Ma il teatro oggi è in fase discendente secondo lei?

No, anche perché paradossalmente vedo sempre più giovani in platea. Le nuove generazioni più vanno avanti nel virtuale, più hanno sete di nuove esperienze, come il teatro, con la sua artigianalità con il suo essere ‘qui ed ora’. Ciò che va sottolineato, invece, è il calo del numero degli spettacoli che si fanno in Italia. Ad esempio, se prima in una città come Livorno, ci rimanevi quattro giorni con un evidente pienone, oggi il teatro lo riempi ugualmente ma restandoci solo un giorno. Ecco la differenza.

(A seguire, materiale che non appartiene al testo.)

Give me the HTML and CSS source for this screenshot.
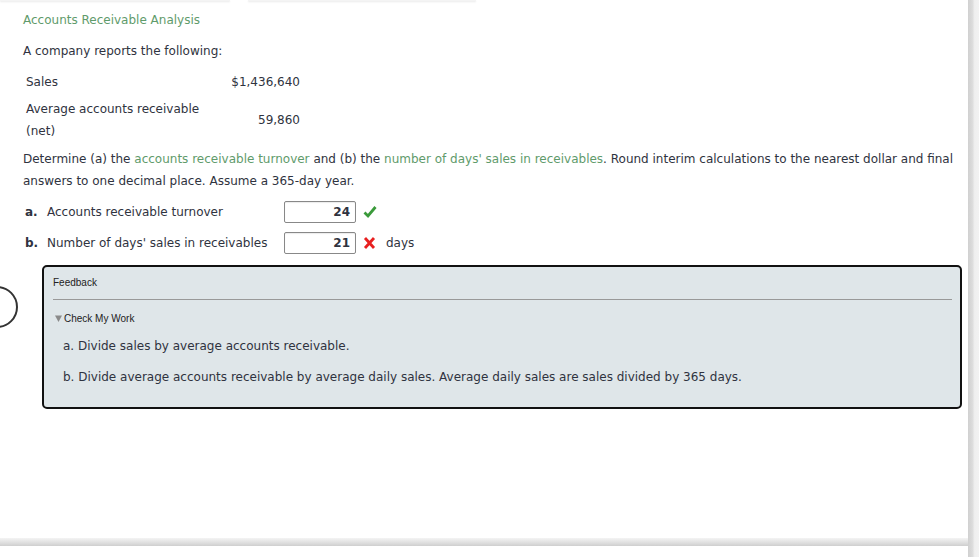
FILE: index.html
```html
<!DOCTYPE html>
<html>
<head>
<meta charset="utf-8">
<link rel="stylesheet" href="styles.css">
</head>
<body>
<div class="frame">
  <div class="main">
    <div class="tabs"><span class="tab t1"></span><span class="tab t2"></span></div>
    <div class="content">
      <div class="title">Accounts Receivable Analysis</div>
      <p class="intro">A company reports the following:</p>
      <table class="data">
        <tr><td class="lbl">Sales</td><td class="val">$1,436,640</td></tr>
        <tr><td class="lbl">Average accounts receivable<br>(net)</td><td class="val">59,860</td></tr>
      </table>
      <p class="task">Determine (a) the <span class="term">accounts receivable turnover</span> and (b) the <span class="term">number of days' sales in receivables</span>. Round interim calculations to the nearest dollar and final answers to one decimal place. Assume a 365-day year.</p>
      <div class="answers">
        <div class="row">
          <span class="letter">a.</span><span class="qlabel">Accounts receivable turnover</span>
          <span class="box">24</span>
          <svg class="mark" width="14" height="14" viewBox="0 0 14 14"><path d="M1.5 7.5 L5 11 L12.5 2" fill="none" stroke="#3a9a3a" stroke-width="2.8"/></svg>
        </div>
        <div class="row">
          <span class="letter">b.</span><span class="qlabel">Number of days' sales in receivables</span>
          <span class="box">21</span>
          <svg class="mark" width="14" height="14" viewBox="0 0 14 14"><path d="M2 2 L11 12 M11 2 L2 12" fill="none" stroke="#e82020" stroke-width="2.8"/></svg>
          <span class="unit">days</span>
        </div>
      </div>
      <div class="feedback-wrap">
        <span class="circle"></span>
        <div class="feedback">
          <div class="fb-head">Feedback</div>
          <div class="fb-rule"></div>
          <div class="cmw"><svg class="tri" width="7" height="7" viewBox="0 0 7 7"><path d="M0 0.5 L7 0.5 L3.5 7 Z" fill="#8a8a8a"/></svg>Check My Work</div>
          <p class="hint">a. Divide sales by average accounts receivable.</p>
          <p class="hint">b. Divide average accounts receivable by average daily sales. Average daily sales are sales divided by 365 days.</p>
        </div>
      </div>
    </div>
    <div class="spacer"></div>
    <div class="bottom-bar"></div>
  </div>
  <div class="scroll"></div>
</div>
</body>
</html>
```

FILE: styles.css
```css
html, body {
  margin: 0;
  padding: 0;
  background: #fff;
}
.frame {
  display: flex;
  width: 979px;
  height: 557px;
  overflow: hidden;
}
.main {
  width: 968px;
  display: flex;
  flex-direction: column;
  height: 557px;
}
.scroll {
  width: 11px;
  height: 557px;
  background: linear-gradient(to right, #d0d0d0, #dcdcdc 40%, #efefef 60%, #f2f2f2);
}
.tabs {
  display: flex;
  height: 2px;
  gap: 18px;
}
.tab {
  display: block;
  height: 1px;
  box-shadow: 0 1px 2px rgba(0,0,0,0.12);
  background: #f4f4f4;
}
.t1 { width: 230px; }
.t2 { width: 228px; }
.content {
  padding: 0 0 0 23px;
  font-family: "DejaVu Sans", Verdana, sans-serif;
  font-size: 12px;
  color: #2f3340;
}
.title {
  color: #5f9b6b;
  font-size: 12px;
  margin-top: 10px;
  line-height: 16px;
}
.intro {
  margin: 15px 0 0 0;
  line-height: 16px;
}
.data {
  border-collapse: collapse;
  margin: 12px 0 0 0;
}
.data td {
  padding: 0 0 0 3px;
  line-height: 22px;
  vertical-align: middle;
}
.data tr:first-child td { padding-bottom: 5px; }
.data .lbl { width: 200px; }
.data .val { text-align: right; width: 71px; }
.task {
  margin: 6px 0 0 0;
  line-height: 22px;
  width: 940px;
}
.term { color: #5f9b6b; }
.answers {
  margin-top: 9px;
  display: flex;
  flex-direction: column;
  gap: 9px;
}
.row {
  display: flex;
  align-items: center;
  height: 22px;
  padding-left: 2px;
}
.letter {
  font-weight: bold;
  width: 22px;
}
.qlabel {
  width: 237px;
}
.box {
  width: 65px;
  height: 20px;
  border: 1px solid #888;
  border-radius: 2px;
  box-shadow: inset 0 1px 1px rgba(0,0,0,0.08);
  text-align: right;
  padding-right: 5px;
  font-weight: bold;
  line-height: 20px;
  background: #fff;
}
.mark {
  margin-left: 7px;
}
.unit {
  margin-left: 9px;
}
.feedback-wrap {
  position: relative;
  margin-top: 11px;
  margin-left: 19px;
}
.circle {
  position: absolute;
  left: -66px;
  top: 21px;
  width: 38px;
  height: 38px;
  border: 2px solid #333;
  border-radius: 50%;
}
.feedback {
  box-sizing: border-box;
  width: 920px;
  border: 2px solid #111;
  border-radius: 5px;
  background: #dfe6e9;
  padding: 8px 8px 22px 9px;
}
.fb-head {
  font-family: "Liberation Sans", Arial, sans-serif;
  font-size: 10px;
  color: #222;
  line-height: 16px;
}
.fb-rule {
  height: 1px;
  background: #999;
  margin-top: 8px;
}
.cmw {
  display: flex;
  align-items: center;
  font-family: "Liberation Sans", Arial, sans-serif;
  font-size: 10px;
  color: #222;
  margin-top: 11px;
  margin-left: 2px;
  height: 14px;
}
.tri {
  margin-right: 2px;
}
.hint {
  margin: 13px 0 0 10px;
  line-height: 16px;
}
.hint + .hint { margin-top: 15px; }
.spacer { flex: 1; }
.bottom-bar {
  height: 8px;
  margin-bottom: 11px;
  background: linear-gradient(to bottom, #f4f4f4, #dedede 60%, #cfcfcf);
}
```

Oggi e domani con la sua compagnia sarete a Caserta con ‘Fronte del porto’.

Un romanzo ambientato nel porto di Napoli negli anno ‘80 in cui si parla di malavita, di atteggiamento coercitivi in ambiente lavorativo e di ignoranza che resta il filo conduttore di tutta la vicenda. Una storia che parla di soprusi a danno di una classe sociale molto bassa, i lavoratori e gli scaricatori di porto che dovrebbero essere difesi da un sindacato, da un’associazione. Il tutto in una società palesemente illegale che li sfrutta, riuscendo a minacciarne anche la stessa vita. Una storia di caporalato, di coercizioni che potrebbe verificarsi in qualsiasi porto del mondo e che noi abbiamo voluto trasporre in una realtà nostra, come Napoli.

E per concludere, quali i suoi prossimi impregni?

Lavorerò assieme a mio fratello in ‘Le Cinque rose di Jennifer’, di Annibale Ruccello.